**INSTRUCTIONS FOR THE TASK:**
Can you find the lines of the listing that include "screenshot" and copy every one?

**GIVEN DATA:**

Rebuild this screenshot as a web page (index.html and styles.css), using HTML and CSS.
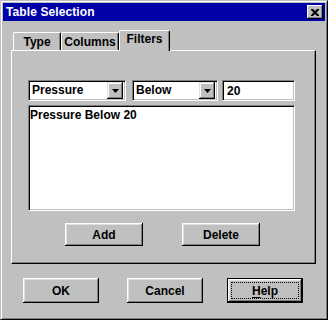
FILE: index.html
```html
<!DOCTYPE html>
<html lang="en">
<head>
    <meta charset="UTF-8">
    <title>Table Selection</title>
    <link rel="stylesheet" href="styles.css">
</head>
<body>
    <div class="window">
        <div class="title-bar">
            <span class="title">Table Selection</span>
            <div class="close-btn">
                <svg width="8" height="7" viewBox="0 0 8 7">
                    <path d="M0 0h2l2 2 2-2h2v1l-2.5 2.5 2.5 2.5v1h-2l-2-2-2 2h-2v-1l2.5-2.5-2.5-2.5z" fill="#000"/>
                </svg>
            </div>
        </div>

        <div class="tabs">
            <div class="tab tab-type">Type</div>
            <div class="tab tab-columns">Columns</div>
            <div class="tab tab-filters active">Filters</div>
        </div>

        <div class="panel">
            <div class="filter-row">
                <div class="field combo combo-column">
                    <span class="value">Pressure</span>
                    <div class="arrow"><svg width="7" height="4" viewBox="0 0 7 4"><polygon points="0,0 7,0 3.5,4" fill="#000"/></svg></div>
                </div>
                <div class="field combo combo-op">
                    <span class="value">Below</span>
                    <div class="arrow"><svg width="7" height="4" viewBox="0 0 7 4"><polygon points="0,0 7,0 3.5,4" fill="#000"/></svg></div>
                </div>
                <div class="field text-field">
                    <span class="value">20</span>
                </div>
            </div>

            <div class="field list-box">
                <div class="list-item">Pressure Below 20</div>
            </div>

            <div class="panel-buttons">
                <div class="btn btn-small">Add</div>
                <div class="btn btn-small">Delete</div>
            </div>
        </div>

        <div class="dialog-buttons">
            <div class="btn btn-ok">OK</div>
            <div class="btn btn-cancel">Cancel</div>
            <div class="btn btn-help default"><span class="focus"><u>H</u>elp</span></div>
        </div>
    </div>
</body>
</html>
```

FILE: styles.css
```css
body {
    margin: 0;
    background-color: #c0c0c0;
    font-family: "Liberation Sans", Arial, sans-serif;
    font-size: 12px;
    font-weight: bold;
    color: #000;
}

.window {
    width: 328px;
    height: 320px;
    box-sizing: border-box;
    border: 1px solid;
    border-color: #c0c0c0 #000 #000 #c0c0c0;
    box-shadow: inset 1px 1px #fff, inset -1px -1px #808080;
    padding: 2px;
    display: flex;
    flex-direction: column;
}

.title-bar {
    height: 18px;
    background-color: #0000a8;
    color: #fff;
    display: flex;
    align-items: center;
    justify-content: space-between;
    padding: 0 2px 0 3px;
}

.title {
    line-height: 18px;
    letter-spacing: 0.1px;
}

.close-btn {
    width: 16px;
    height: 14px;
    box-sizing: border-box;
    background-color: #c0c0c0;
    box-shadow: inset -1px -1px #000, inset 1px 1px #fff, inset -2px -2px #808080;
    display: flex;
    align-items: center;
    justify-content: center;
    padding-right: 1px;
}

.tabs {
    display: flex;
    align-items: flex-end;
    height: 20px;
    margin-top: 9px;
    padding-left: 10px;
    position: relative;
    z-index: 1;
}

.tab {
    height: 18px;
    box-sizing: border-box;
    border-left: 1px solid #fff;
    border-top: 1px solid #fff;
    border-right: 1px solid #000;
    border-radius: 2px 2px 0 0;
    box-shadow: inset -1px 0 #808080;
    text-align: center;
    line-height: 18px;
}

.tab-type {
    width: 48px;
}

.tab-columns {
    width: 58px;
}

.tab-filters {
    width: 51px;
}

.tab.active {
    height: 21px;
    margin-bottom: -1px;
    background-color: #c0c0c0;
    line-height: 16px;
}

.panel {
    height: 214px;
    margin: 0 9px 0 8px;
    box-sizing: border-box;
    border: 1px solid;
    border-color: #fff #000 #000 #fff;
    box-shadow: inset -1px -1px #808080;
    padding: 29px 0 0 16px;
}

.field {
    box-sizing: border-box;
    background-color: #fff;
    border: 1px solid;
    border-color: #808080 #fff #fff #808080;
    box-shadow: inset 1px 1px #000, inset -1px -1px #c0c0c0;
}

.filter-row {
    display: flex;
    height: 21px;
}

.combo {
    display: flex;
    align-items: center;
    justify-content: space-between;
    padding: 2px;
}

.combo-column {
    width: 98px;
    margin-right: 6px;
}

.combo-op {
    width: 86px;
    margin-right: 4px;
}

.text-field {
    width: 73px;
    padding: 2px 3px;
}

.value {
    padding-left: 1px;
    line-height: 17px;
}

.arrow {
    width: 16px;
    height: 17px;
    box-sizing: border-box;
    background-color: #c0c0c0;
    box-shadow: inset -1px -1px #000, inset 1px 1px #dfdfdf, inset -2px -2px #808080, inset 2px 2px #fff;
    display: flex;
    align-items: center;
    justify-content: center;
}

.list-box {
    width: 267px;
    height: 106px;
    margin-top: 4px;
    padding: 2px 2px 2px 1px;
}

.list-item {
    line-height: 14px;
}

.panel-buttons {
    display: flex;
    gap: 39px;
    margin-top: 12px;
    padding-left: 37px;
}

.btn {
    box-sizing: border-box;
    background-color: #c0c0c0;
    box-shadow: inset -1px -1px #000, inset 1px 1px #fff, inset -2px -2px #808080, inset 2px 2px #dfdfdf;
    display: flex;
    align-items: center;
    justify-content: center;
}

.btn-small {
    width: 78px;
    height: 23px;
}

.dialog-buttons {
    display: flex;
    margin-top: 14px;
    padding-left: 20px;
}

.btn-ok, .btn-cancel, .btn-help {
    width: 76px;
    height: 25px;
}

.btn-ok {
    margin-right: 28px;
}

.btn-cancel {
    margin-right: 24px;
}

.btn.default {
    border: 1px solid #000;
}

.focus {
    flex: 1;
    align-self: stretch;
    margin: 3px;
    border: 1px dotted #000;
    display: flex;
    align-items: center;
    justify-content: center;
}

.focus u {
    text-underline-offset: 2px;
}
```
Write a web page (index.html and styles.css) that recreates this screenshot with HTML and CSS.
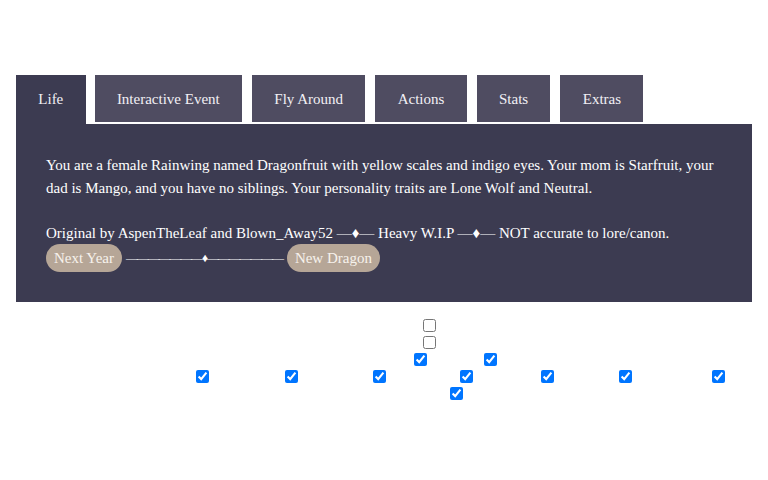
FILE: index.html
```
<!DOCTYPE html>
<html>
<head>
<meta charset="utf-8">
<link rel="stylesheet" href="styles.css">
</head>
<body>
<div class="page">
  <div class="tabs">
    <div class="tab active">Life</div>
    <div class="tab">Interactive Event</div>
    <div class="tab">Fly Around</div>
    <div class="tab">Actions</div>
    <div class="tab">Stats</div>
    <div class="tab">Extras</div>
  </div>
  <div class="panel">
    <p class="story">You are a female Rainwing named Dragonfruit with yellow scales and indigo eyes. Your mom is Starfruit, your dad is Mango, and you have no siblings. Your personality traits are Lone Wolf and Neutral.</p>
    <p class="credit">Original by AspenTheLeaf and Blown_Away52 —♦— Heavy W.I.P —♦— NOT accurate to lore/canon.</p>
    <div class="actions">
      <button class="pill">Next Year</button>
      <span class="divider">———————♦———————</span>
      <button class="pill">New Dragon</button>
    </div>
  </div>
  <div class="checks">
    <div class="row"><input type="checkbox" class="c1"></div>
    <div class="row"><input type="checkbox" class="c1"></div>
    <div class="row"><input type="checkbox" checked class="c2"><input type="checkbox" checked class="c3"></div>
    <div class="row"><input type="checkbox" checked class="c4"><input type="checkbox" checked class="c5"><input type="checkbox" checked class="c6"><input type="checkbox" checked class="c7"><input type="checkbox" checked class="c8"><input type="checkbox" checked class="c9"><input type="checkbox" checked class="c10"></div>
    <div class="row"><input type="checkbox" checked class="c11"></div>
  </div>
</div>
</body>
</html>
```
FILE: styles.css
```
html, body { margin: 0; padding: 0; background: #fff; }
body { font-family: "Liberation Serif", "Times New Roman", serif; font-size: 15px; color: #fff; }
.page { padding: 75px 16px 0 16px; }
.tabs { display: flex; gap: 10px; align-items: flex-start; }
.tab { background: #4f4c61; color: #f2f0f5; height: 47px; line-height: 49px; padding: 0 22.3px; box-sizing: border-box; }
.tab.active { background: #3c3b51; height: 49px; margin-right: -1px; }
.panel { background: #3c3b51; padding: 30px 30px 30px 30px; }
.story { margin: 0; line-height: 23px; }
.credit { margin: 22px 0 0 0; line-height: 23px; }
.actions { display: flex; align-items: center; margin-top: -1px; }
.pill { font-family: inherit; font-size: 15px; color: #f6f2ec; background: #b6a697; border: none; border-radius: 14px; height: 28px; padding: 0 8px; }
.divider { margin: 0 4px; color: #fff; font-size: 12px; letter-spacing: -1.15px; }
.checks { padding-top: 15px; }
.row { height: 17px; position: relative; }
.row input { position: absolute; top: 0; margin: 2px 0 0 0; width: 13px; height: 13px; }
.c1 { left: 407px; }
.c2 { left: 398px; }
.c3 { left: 468px; }
.c4 { left: 180px; }
.c5 { left: 269px; }
.c6 { left: 357px; }
.c7 { left: 444px; }
.c8 { left: 525px; }
.c9 { left: 603px; }
.c10 { left: 696px; }
.c11 { left: 434px; }
```
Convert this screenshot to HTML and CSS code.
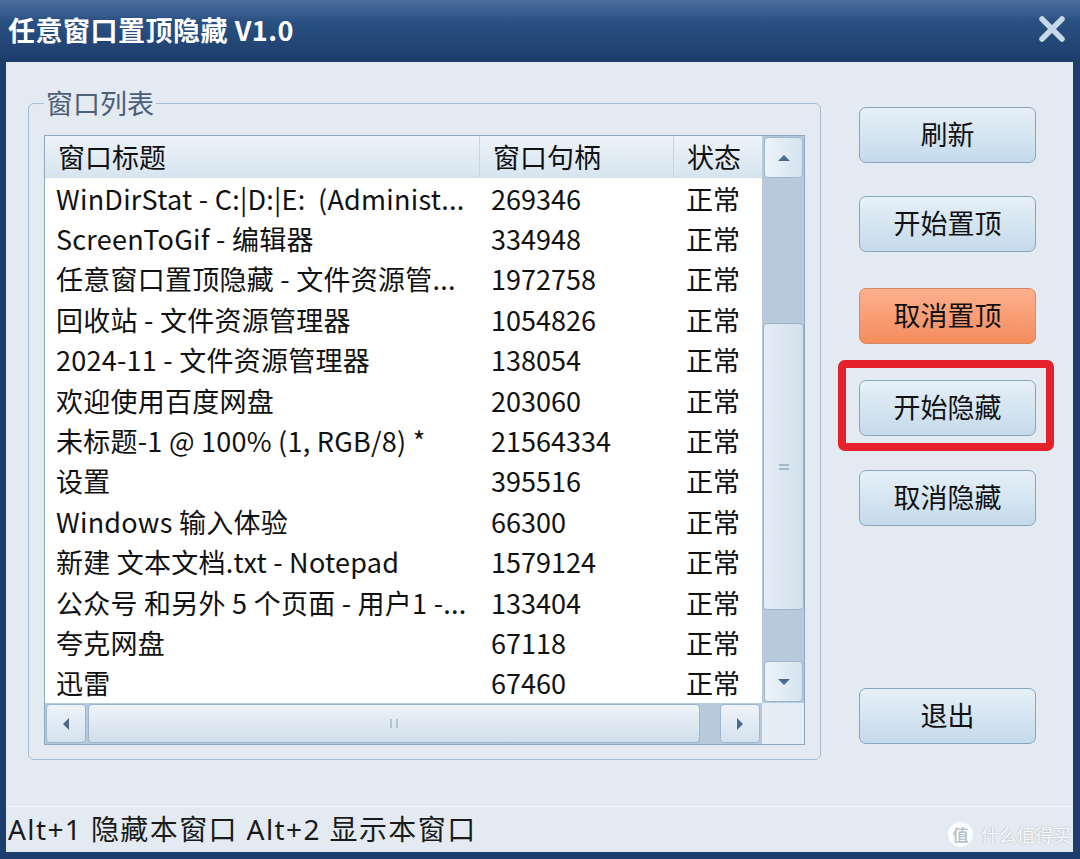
FILE: index.html
```html
<!DOCTYPE html>
<html lang="zh-CN">
<head>
    <meta charset="UTF-8">
    <title>任意窗口置顶隐藏 V1.0</title>
    <link rel="stylesheet" href="styles.css">
</head>
<body>
    <div class="window">
        <div class="titlebar">
            <span class="title">任意窗口置顶隐藏 V1.0</span>
            <svg class="close" width="26" height="26" viewBox="0 0 26 26">
                <path d="M3 3 L23 23 M23 3 L3 23" stroke="#c6d7e8" stroke-width="5.5" stroke-linecap="round"/>
            </svg>
        </div>

        <div class="client">
            <fieldset class="group">
                <legend>窗口列表</legend>
                <div class="listview">
                    <div class="lv-main">
                        <div class="lv-content">
                            <div class="lv-header">
                                <div class="c1">窗口标题</div>
                                <div class="c2">窗口句柄</div>
                                <div class="c3">状态</div>
                            </div>
                            <div class="lv-rows">
                                <div class="row"><span class="c1">WinDirStat - C:|D:|E:&nbsp; (Administ...</span><span class="c2">269346</span><span class="c3">正常</span></div>
                                <div class="row"><span class="c1">ScreenToGif - 编辑器</span><span class="c2">334948</span><span class="c3">正常</span></div>
                                <div class="row"><span class="c1">任意窗口置顶隐藏 - 文件资源管...</span><span class="c2">1972758</span><span class="c3">正常</span></div>
                                <div class="row"><span class="c1">回收站 - 文件资源管理器</span><span class="c2">1054826</span><span class="c3">正常</span></div>
                                <div class="row"><span class="c1">2024-11 - 文件资源管理器</span><span class="c2">138054</span><span class="c3">正常</span></div>
                                <div class="row"><span class="c1">欢迎使用百度网盘</span><span class="c2">203060</span><span class="c3">正常</span></div>
                                <div class="row"><span class="c1">未标题-1 @ 100% (1, RGB/8) *</span><span class="c2">21564334</span><span class="c3">正常</span></div>
                                <div class="row"><span class="c1">设置</span><span class="c2">395516</span><span class="c3">正常</span></div>
                                <div class="row"><span class="c1">Windows 输入体验</span><span class="c2">66300</span><span class="c3">正常</span></div>
                                <div class="row"><span class="c1">新建 文本文档.txt - Notepad</span><span class="c2">1579124</span><span class="c3">正常</span></div>
                                <div class="row"><span class="c1">公众号 和另外 5 个页面 - 用户1 -...</span><span class="c2">133404</span><span class="c3">正常</span></div>
                                <div class="row"><span class="c1">夸克网盘</span><span class="c2">67118</span><span class="c3">正常</span></div>
                                <div class="row"><span class="c1">迅雷</span><span class="c2">67460</span><span class="c3">正常</span></div>
                            </div>
                        </div>

                        <!-- vertical scrollbar -->
                        <div class="vscroll">
                            <div class="sb-btn">
                                <svg width="14" height="8" viewBox="0 0 14 8"><path d="M1 7 L7 1 L13 7 Z" fill="#4b6a8c"/></svg>
                            </div>
                            <div class="vtrack">
                                <div class="vthumb"><span class="grip-h"></span></div>
                            </div>
                            <div class="sb-btn">
                                <svg width="14" height="8" viewBox="0 0 14 8"><path d="M1 1 L13 1 L7 7 Z" fill="#4b6a8c"/></svg>
                            </div>
                        </div>
                    </div>

                    <div class="lv-bottom">
                        <div class="hscroll">
                            <div class="sb-btn hbtn">
                                <svg width="8" height="14" viewBox="0 0 8 14"><path d="M7 1 L7 13 L1 7 Z" fill="#4b6a8c"/></svg>
                            </div>
                            <div class="hthumb"><span class="grip-v"></span></div>
                            <div class="htrack"></div>
                            <div class="sb-btn hbtn">
                                <svg width="8" height="14" viewBox="0 0 8 14"><path d="M1 1 L7 7 L1 13 Z" fill="#4b6a8c"/></svg>
                            </div>
                        </div>
                        <div class="corner"></div>
                    </div>
                </div>
            </fieldset>

            <div class="buttons">
                <button class="btn">刷新</button>
                <button class="btn gap-a">开始置顶</button>
                <button class="btn orange gap-b">取消置顶</button>
                <button class="btn marked gap-b">开始隐藏</button>
                <button class="btn gap-c">取消隐藏</button>
                <button class="btn exit">退出</button>
            </div>
        </div>

        <div class="statusbar">Alt+1 隐藏本窗口 Alt+2 显示本窗口</div>

        <div class="watermark">
            <span class="wm-logo">值</span>
            <span class="wm-text">什么值得买</span>
        </div>
    </div>
</body>
</html>
```

FILE: styles.css
```css
/* Base */
* {
    margin: 0;
    padding: 0;
    box-sizing: border-box;
}

body {
    width: 1080px;
    height: 859px;
    overflow: hidden;
    font-family: "Noto Sans CJK SC", "Noto Sans", sans-serif;
    color: #111;
}

/* Window frame */
.window {
    position: relative;
    width: 1080px;
    height: 859px;
    display: flex;
    flex-direction: column;
    background-color: #1d3e6c;
    padding: 0 7px 7px 6px;
}

.titlebar {
    height: 62px;
    margin: 0 -7px 0 -6px;
    padding: 0 15px 0 8px;
    display: flex;
    align-items: center;
    justify-content: space-between;
    background: linear-gradient(#4b6e9d 0%, #2a5082 35%, #1c3d6b 100%);
}

.title {
    color: #fff;
    font-size: 27px;
    font-weight: bold;
    letter-spacing: 0.5px;
    margin-top: -4px;
}

.close {
    margin-top: -4px;
}

/* Client area */
.client {
    flex: 1;
    display: flex;
    padding: 23px 0 0 22px;
    background-color: #e3eaf1;
}

/* Group box */
.group {
    width: 793px;
    height: 675px;
    border: 1px solid #a8bdd1;
    border-radius: 6px;
    padding: 14px 14px 14px 15px;
    min-width: 0;
}

.group legend {
    font-size: 27px;
    line-height: 36px;
    padding: 0 2px;
    color: #4d5f79;
}

/* List view */
.listview {
    width: 761px;
    height: 610px;
    border: 1px solid #8ea8c1;
    display: flex;
    flex-direction: column;
    background-color: #fff;
}

.lv-main {
    height: 567px;
    display: flex;
}

.lv-content {
    width: 717px;
    display: flex;
    flex-direction: column;
}

.lv-header {
    height: 42px;
    display: flex;
    background: linear-gradient(#edf3f9, #d7e4ef);
    border-bottom: 1px solid #d0dce7;
    font-size: 27px;
    line-height: 41px;
}

.lv-header div {
    padding-left: 13px;
    white-space: nowrap;
}

.lv-header .c1,
.lv-header .c2 {
    border-right: 1px solid #c6d5e3;
}

.c1 {
    width: 435px;
}

.c2 {
    width: 194px;
}

.c3 {
    flex: 1;
}

.lv-rows {
    flex: 1;
    display: grid;
    grid-template-rows: repeat(13, 1fr);
    font-size: 27px;
}

.row {
    display: flex;
    align-items: center;
    white-space: nowrap;
}

.row span {
    overflow: hidden;
    padding-left: 11px;
}

.row .c1 {
    letter-spacing: 0.25px;
}

.row .c3 {
    padding-left: 12px;
}

/* Scrollbars */
.vscroll {
    width: 42px;
    display: flex;
    flex-direction: column;
    padding: 1px 1px 1px 2px;
    background-color: #b6cadc;
}

.sb-btn {
    height: 41px;
    display: flex;
    align-items: center;
    justify-content: center;
    border: 1px solid #9fb7cd;
    border-radius: 4px;
    background: linear-gradient(90deg, #edf3f9, #d5e3ef);
}

.vtrack {
    flex: 1;
}

.vthumb {
    height: 287px;
    margin: 145px -1px 0 -1px;
    display: flex;
    align-items: center;
    justify-content: center;
    border: 1px solid #9cb4ca;
    border-radius: 4px;
    background: linear-gradient(90deg, #e4edf5, #d2e0ec);
}

.grip-h {
    width: 10px;
    height: 6px;
    border-top: 2px solid #a3b8cb;
    border-bottom: 2px solid #a3b8cb;
}

.lv-bottom {
    height: 41px;
    display: flex;
}

.hscroll {
    width: 717px;
    display: flex;
    padding: 1px 2px 1px 1px;
    background-color: #b6cadc;
}

.hbtn {
    width: 40px;
    height: auto;
    background: linear-gradient(#edf3f9, #d5e3ef);
}

.hthumb {
    width: 612px;
    margin-left: 2px;
    display: flex;
    align-items: center;
    justify-content: center;
    border: 1px solid #9cb4ca;
    border-radius: 4px;
    background: linear-gradient(#eef4f9, #cfdeeb);
}

.grip-v {
    width: 8px;
    height: 9px;
    border-left: 2px solid #b3c5d5;
    border-right: 2px solid #b3c5d5;
}

.htrack {
    flex: 1;
}

.corner {
    flex: 1;
    background-color: #e6eef5;
}

/* Buttons */
.buttons {
    width: 177px;
    margin-left: 38px;
    padding-top: 22px;
    padding-bottom: 62px;
    display: flex;
    flex-direction: column;
}

.btn {
    position: relative;
    height: 56px;
    padding-bottom: 4px;
    font-family: inherit;
    font-size: 27px;
    color: #111;
    border: 1px solid #86a6c0;
    border-radius: 7px;
    background: linear-gradient(#e6f0f8, #c4daeb);
}

.btn.orange {
    border-color: #d58a66;
    background: linear-gradient(#fdb08e, #f48c5c);
}

.gap-a {
    margin-top: 33px;
}

.gap-b {
    margin-top: 36px;
}

.gap-c {
    margin-top: 34px;
}

.exit {
    margin-top: auto;
}

/* Red highlight round the hide button */
.btn.marked::after {
    content: "";
    position: absolute;
    top: -21px;
    left: -22px;
    right: -19px;
    bottom: -16px;
    border: 8px solid #e5212b;
    border-radius: 7px;
}

/* Status bar */
.statusbar {
    height: 46px;
    padding-left: 2px;
    border-top: 1px solid #f2f6f9;
    background-color: #e3eaf1;
    font-family: "Noto Sans", "Noto Sans CJK SC", sans-serif;
    font-size: 28px;
    letter-spacing: 1.4px;
    line-height: 44px;
    color: #1a1a1a;
    white-space: nowrap;
}

/* Watermark */
.watermark {
    position: absolute;
    right: 9px;
    bottom: 12px;
    display: flex;
    align-items: center;
    gap: 8px;
    color: rgba(255, 255, 255, 0.9);
    text-shadow: 0 0 2px rgba(0, 0, 0, 0.25);
}

.wm-logo {
    width: 25px;
    height: 25px;
    border-radius: 50%;
    background-color: rgba(255, 255, 255, 0.9);
    color: #b8c4cf;
    font-size: 16px;
    line-height: 25px;
    text-align: center;
    text-shadow: none;
    font-weight: bold;
}

.wm-text {
    font-size: 18px;
}
```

**ANSWER FOR THIS EXERCISE:**
Rebuild this screenshot as a web page (index.html and styles.css), using HTML and CSS.
Write a web page (index.html and styles.css) that recreates this screenshot with HTML and CSS.
Convert this screenshot to HTML and CSS code.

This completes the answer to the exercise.